Cable Tech

UTStarcom Cuts Outlook, Shares Dive

UTStarcom Inc. (Nasdaq: UTSIE) announced Thursday it will cut 1,400 jobs, 17 percent of its workforce, as Chinese demand for its handsets falls sharply (see UTStarcom's Chinese Takeout).

Ying Wu, CEO of UTStarcom China, told analysts Thursday that his company expects handset sales to China to fall by 40 to 50 percent during 2005. Handset revenues were roughly $2 billion in 2004, but they are expected to fall to between $1 billion and $1.2 billion in 2005, he said.

On cue, investors began running for the exits after market close Thursday. UTStarcom stock lost 30 percent of its value overnight, most recently trading at $7.30 in mid-afternoon trading Friday.
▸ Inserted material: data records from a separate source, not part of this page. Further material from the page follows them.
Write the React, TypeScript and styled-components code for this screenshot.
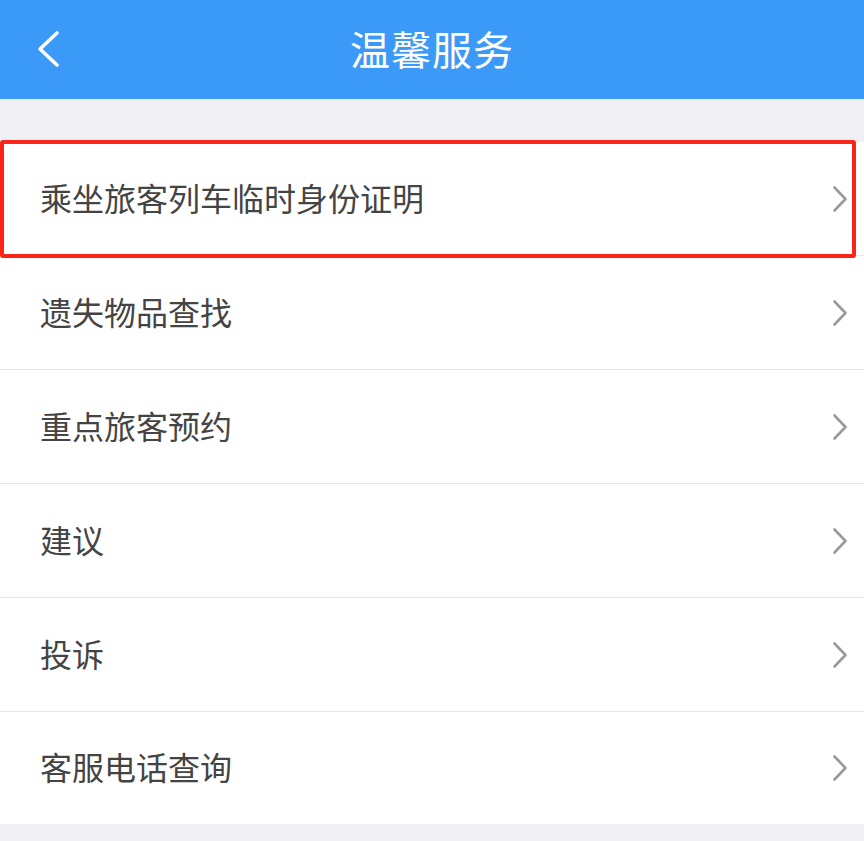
import styled, { createGlobalStyle } from "styled-components";

const GlobalStyle = createGlobalStyle`
    html, body {
        margin: 0;
        padding: 0;
        background: #efeff4;
        font-family: "Noto Sans CJK SC", "Noto Sans", sans-serif;
    }
`

const Page = styled.div`
    width: 864px;
    min-height: 841px;
    background: #efeff4;
`
const Header = styled.header`
    height: 99px;
    background: #3b9af8;
    display: flex;
    align-items: center;
    justify-content: center;
    position: relative;
`
const Title = styled.h1`
    margin: 0 0 3px;
    color: #fff;
    font-size: 40px;
    font-weight: 400;
    letter-spacing: 1px;
`
const BackButton = styled.button`
    position: absolute;
    left: 30px;
    top: 27px;
    width: 36px;
    height: 44px;
    padding: 0;
    border: 0;
    background: none;
    display: flex;
    align-items: center;
    justify-content: center;
    cursor: pointer;
`
const List = styled.ul`
    list-style: none;
    margin: 0;
    padding: 0;
    margin-top: 43px;
    background: #fff;
`
const Row = styled.li<{ highlighted?: boolean }>`
    position: relative;
    height: 114px;
    box-sizing: border-box;
    display: flex;
    align-items: center;
    justify-content: space-between;
    padding: 0 16px 0 40px;
    border-bottom: 1px solid #e6e6e6;
    color: #444;
    font-size: 32px;
    &:last-child {
        border-bottom: 0;
        height: 112px;
    }
    ${props => props.highlighted && `
        &::after {
            content: "";
            position: absolute;
            top: -2px;
            left: 0;
            right: 8px;
            bottom: -3px;
            border: 4px solid #fb2418;
            border-radius: 3px;
            pointer-events: none;
        }
    `}
`
const Label = styled.span`
    line-height: 1;
    margin-bottom: 4px;
`

const items = [
    "乘坐旅客列车临时身份证明",
    "遗失物品查找",
    "重点旅客预约",
    "建议",
    "投诉",
    "客服电话查询",
]

function Chevron() {
    return (
        <svg width="16" height="28" viewBox="0 0 16 28">
            <path d="M2.5 2.5 L13.5 14 L2.5 25.5" fill="none" stroke="#9a9a9a" strokeWidth="2.6" strokeLinecap="round" strokeLinejoin="round" />
        </svg>
    )
}

export default function App() {
    return (
        <Page>
            <GlobalStyle />
            <Header>
                <BackButton aria-label="返回">
                    <svg width="26" height="38" viewBox="0 0 26 38">
                        <path d="M22 3 L5 19 L22 35" fill="none" stroke="#fff" strokeWidth="3.6" strokeLinecap="round" strokeLinejoin="round" />
                    </svg>
                </BackButton>
                <Title>温馨服务</Title>
            </Header>
            <List>
                {items.map((item, i) => (
                    <Row key={item} highlighted={i === 0}>
                        <Label>{item}</Label>
                        <Chevron />
                    </Row>
                ))}
            </List>
        </Page>
    )
}
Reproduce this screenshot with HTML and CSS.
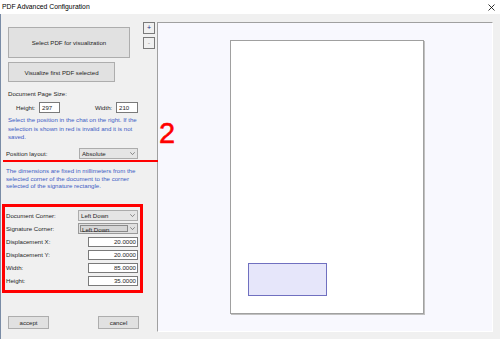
FILE: index.html
```html
<!DOCTYPE html>
<html>
<head>
<meta charset="utf-8">
<title>PDF Advanced Configuration</title>
<link rel="stylesheet" href="styles.css">
</head>
<body>
<div class="titlebar">
  <span class="title">PDF Advanced Configuration</span>
  <svg class="close" viewBox="0 0 7 7"><path d="M0.5 0.5 L6.5 6.5 M6.5 0.5 L0.5 6.5" stroke="#000" stroke-width="0.8" fill="none"/></svg>
</div>
<div class="main">
  <div class="left">
    <button class="btn btn-select">Select PDF for visualization</button>
    <button class="btn btn-visualize">Visualize first PDF selected</button>
    <div class="section-title">Document Page Size:</div>
    <div class="size-row">
      <span class="lbl lbl-height">Height:</span><span class="input input-h">297</span>
      <span class="lbl lbl-width">Width:</span><span class="input input-w">210</span>
    </div>
    <p class="hint hint1">Select the position in the chat on the right. If the<br>selection is shown in red is invalid and it is not<br>saved.</p>
    <div class="field-row pos-row">
      <span class="lbl">Position layout:</span>
      <span class="combo combo-pos"><span class="combo-text">Absolute</span><svg class="chev" viewBox="0 0 5 3"><path d="M0.3 0.3 L2.5 2.6 L4.7 0.3" stroke="#606060" stroke-width="0.7" fill="none"/></svg></span>
    </div>
    <p class="hint hint2">The dimensions are fixed in millimeters from the<br>selected corner of the document to the corner<br>selected of the signature rectangle.</p>
    <div class="redbox">
      <div class="field-row r1">
        <span class="lbl">Document Corner:</span>
        <span class="combo combo-wide"><span class="combo-text">Left Down</span><svg class="chev" viewBox="0 0 5 3"><path d="M0.3 0.3 L2.5 2.6 L4.7 0.3" stroke="#606060" stroke-width="0.7" fill="none"/></svg></span>
      </div>
      <div class="field-row r2">
        <span class="lbl">Signature Corner:</span>
        <span class="combo combo-wide combo-focus"><span class="combo-text">Left Down</span><span class="arrow-box"><svg class="chev" viewBox="0 0 5 3"><path d="M0.3 0.3 L2.5 2.6 L4.7 0.3" stroke="#606060" stroke-width="0.7" fill="none"/></svg></span></span>
      </div>
      <div class="field-row num-row">
        <span class="lbl">Displacement X:</span><span class="input input-num">20.0000</span>
      </div>
      <div class="field-row num-row">
        <span class="lbl">Displacement Y:</span><span class="input input-num">20.0000</span>
      </div>
      <div class="field-row num-row">
        <span class="lbl">Width:</span><span class="input input-num">85.0000</span>
      </div>
      <div class="field-row num-row">
        <span class="lbl">Height:</span><span class="input input-num">35.0000</span>
      </div>
    </div>
    <div class="actions">
      <button class="btn btn-small">accept</button>
      <button class="btn btn-small">cancel</button>
    </div>
  </div>
  <div class="zoom">
    <button class="zbtn zplus">+</button>
    <button class="zbtn zminus">-</button>
  </div>
  <div class="canvas">
    <div class="page">
      <div class="sig"></div>
    </div>
  </div>
</div>
<div class="anno-line"></div>
<div class="anno-2">2</div>
</body>
</html>
```

FILE: styles.css
```css
* {
  box-sizing: border-box;
  margin: 0;
  padding: 0;
}

html, body {
  width: 500px;
  height: 339px;
  overflow: hidden;
}

body {
  background: #f0f0f0;
  font-family: "Liberation Sans", Arial, sans-serif;
  color: #1e1e1e;
  position: relative;
}

.titlebar {
  height: 14px;
  background: #fff;
  display: flex;
  align-items: center;
  justify-content: space-between;
  padding: 0 5px 0 2px;
}

.title {
  font-size: 6.8px;
  line-height: 14px;
  color: #000;
}

.close {
  width: 7px;
  height: 7px;
}

.main {
  display: flex;
  align-items: flex-start;
  height: 325px;
}

.left {
  width: 143px;
  height: 325px;
  border-left: 1px solid #7a8ca6;
  padding: 13px 0 0 7px;
  display: flex;
  flex-direction: column;
  align-items: flex-start;
  font-size: 6.1px;
}

.btn {
  font-family: "Liberation Sans", Arial, sans-serif;
  font-size: 6.1px;
  color: #1e1e1e;
  background: #e1e1e1;
  border: 1px solid #adadad;
  display: flex;
  align-items: center;
  justify-content: center;
}

.btn-select {
  width: 122px;
  height: 31px;
}

.btn-visualize {
  width: 107px;
  height: 20px;
  margin-top: 4px;
}

.section-title {
  margin-top: 8px;
  height: 8px;
  line-height: 8px;
}

.size-row {
  margin-top: 4px;
  height: 11px;
  display: flex;
  align-items: center;
}

.lbl {
  white-space: nowrap;
  line-height: 8px;
}

.lbl-height {
  width: 31px;
  padding-left: 8px;
}

.lbl-width {
  width: 21px;
  margin-left: 35px;
}

.input {
  background: #fff;
  border: 1px solid #7a7a7a;
  height: 11px;
  line-height: 9px;
  padding: 0 2px;
  white-space: nowrap;
}

.input-h {
  width: 21px;
}

.input-w {
  width: 22px;
}

.hint {
  color: #3d5cc4;
  white-space: nowrap;
}

.hint1 {
  margin-top: 3px;
  line-height: 8.5px;
}

.field-row {
  display: flex;
  justify-content: space-between;
  align-items: center;
  height: 11px;
}

.pos-row {
  margin-top: 6.5px;
  margin-left: -2px;
  width: 132px;
}

.combo {
  height: 11px;
  background: #e5e5e5;
  border: 1px solid #acacac;
  display: flex;
  align-items: center;
  justify-content: space-between;
  padding: 0 2px 0 2px;
  line-height: 9px;
}

.combo-pos {
  width: 59px;
}

.chev {
  width: 5px;
  height: 3px;
  flex: none;
}

.hint2 {
  margin-top: 8.25px;
  margin-left: -2px;
  line-height: 7.5px;
}

.redbox {
  margin-top: 14.25px;
  margin-left: -6px;
  width: 141px;
  height: 89px;
  border: 3px solid #ff0000;
  padding: 3px 2px 0 1px;
  display: flex;
  flex-direction: column;
}

.combo-wide {
  width: 60px;
}

.r2 {
  margin-top: 2px;
}

.combo-focus {
  padding: 1px;
  background: #e0e0e0;
  border-color: #9a9a9a;
}

.combo-focus .combo-text {
  flex: 1;
  height: 100%;
  background: #d6d6d6;
  border: 1px solid #8a8a8a;
  line-height: 7px;
  padding-left: 1px;
  margin-right: 2px;
}

.arrow-box {
  display: flex;
  align-items: center;
  padding-right: 1px;
}

.num-row {
  margin-top: 3px;
  height: 10px;
}

.input-num {
  width: 50px;
  height: 10px;
  line-height: 8px;
  text-align: right;
  padding-right: 1px;
}

.actions {
  margin-top: 23px;
  width: 131px;
  display: flex;
  justify-content: space-between;
}

.btn-small {
  width: 41px;
  height: 13px;
}

.zoom {
  width: 14px;
  padding-top: 8px;
  display: flex;
  flex-direction: column;
  gap: 3px;
}

.zbtn {
  width: 12px;
  height: 12px;
  border: 1px solid #7a7a7a;
  background: #f0f0f0;
  font-family: "Liberation Sans", Arial, sans-serif;
  font-size: 7px;
  line-height: 10px;
  text-align: center;
  padding: 0;
}

.zplus {
  color: #1a2a80;
}

.zminus {
  color: #a0a0a0;
}

.canvas {
  margin-top: 8px;
  width: 336px;
  height: 310px;
  background: #f8f8fe;
  border-top: 1px solid #a0a0a0;
  border-left: 1px solid #a0a0a0;
  border-right: 1px solid #fff;
  border-bottom: 1px solid #fff;
  padding: 17px 0 0 72px;
}

.page {
  width: 194px;
  height: 274px;
  background: #fff;
  border: 1px solid #a0a0a0;
  box-shadow: 1px 1px 0 #c0c0c0;
  position: relative;
}

.sig {
  position: absolute;
  left: 17px;
  top: 222px;
  width: 79px;
  height: 33px;
  background: #e6e6fa;
  border: 1px solid #7070c0;
}

.anno-line {
  position: absolute;
  left: 3px;
  top: 160px;
  width: 155px;
  height: 2px;
  background: #ff0000;
}

.anno-2 {
  position: absolute;
  left: 159px;
  top: 119px;
  font-size: 29px;
  line-height: 29px;
  color: #ff0000;
  -webkit-text-stroke: 0.5px #ff0000;
}
```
UTStarcom officials hope the workforce reduction will reduce overall expenses by $40 million per quarter beginning in the fourth quarter of this year. But some analysts are already voicing skepticism.

"The majority of UTStarcom's employees are in China, and even if we assume a very generous $40,000 annual savings per employee (salary + benefits + other), we only get to about $56 million in annual savings,” writes analyst Daryl Armstrong of Smith Barney in a research brief.

UTStarcom CFO Mike Sofie says the layoffs will be spread out geographically. Salary and other labor-related costs make up about 60 percent of UTStarcom’s current expense structure, Sofie says.

"We have to make UTStarcom a leaner, more flexible organization to adjust to the new market reality," Ying Wu told analysts.

The company plans to expand the outsourcing of its supply-chain and IT operations.

UTStarcom believes it controls greater than 50 percent share in China for PAS (Personal Access System) handsets, and 55 percent market share for related infrastructure equipment (see UTStarcom Expands China Netcom).

The restructuring plans were announced during UTStarcom’s first-quarter earnings announcement Thursday. After two disappointing quarters ending 2004 (see UTStarcom Stung Again), the Alameda, Calif.-based company reported solid earnings of 29 cents per share and a 45 percent increase in revenues to more than $900 million (see UTStarcom Reports Q1).

But analysts were surprised by the company’s chilling forecasts for the second quarter. UTStarcom expects losses of 70 to 80 cents per share on revenues of $740 million.

Analysts had expected second-quarter revenues of $857 million, according to Reuters consensus estimates. UTStarcom expects to take a one-time restructuring charge of $20 million to $25 million during the second quarter.

UTStarcom says it will announce during the second quarter which employees will be affected by the restructuring.

"We believe investors should be cautious, since we think the company must produce a couple quarters of solid performance and guidance before investors and the Street can warm up to it again,” Smith Barney’s Armstrong says.